As for Anthony, Moran suspects he might be an enslaved man mentioned at the time of Morri’s death only as “Tony the Cooper” who was offered a guaranteed payment of 40 shillings a year and the “right to his usual accommodations.”
“This was very rare for an enslaved person at the time,” Moran added.
Moran noted that “Tony” is short for Anthony and Morris was engaged in rum and molasses trade while DuBois was a brewer and distiller. Both of these enterprises would have required a skilled cooper to make barrels to store their products, he said.
Moran said he is also working with the Bronx County Historical Society to create a memorial for Anthony and Susanna there.
Moran, a direct descendent of Louis DuBois, said he was excited when the DuBois Family Association decided to chip in for the cost of installing the Witness Stones for Anthony and Susanna.
Moran said he wants to continue his efforts to broaden people’s knowledge of history. Efforts that he noted do not subtract, but only add to our history.
“I love helping other people learn more about their own past,” he said.
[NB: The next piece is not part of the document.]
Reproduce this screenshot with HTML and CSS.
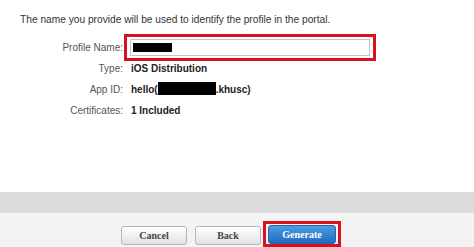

Those interested in learning more about Anthony and Susanna’s story can find a recording of a talk that Moran gave last year at Historic Huguenot Street at https://www.huguenotstreet.org/virtual-programming.

A Witness Stone at Historic Huguenot Street honors the life of and seeks to restore the history and humanity of Anthony who historians and researchers believe to be the first African person enslaved by an original New Paltz patentee in 1674. (Brian Hubert, Daily Freeman).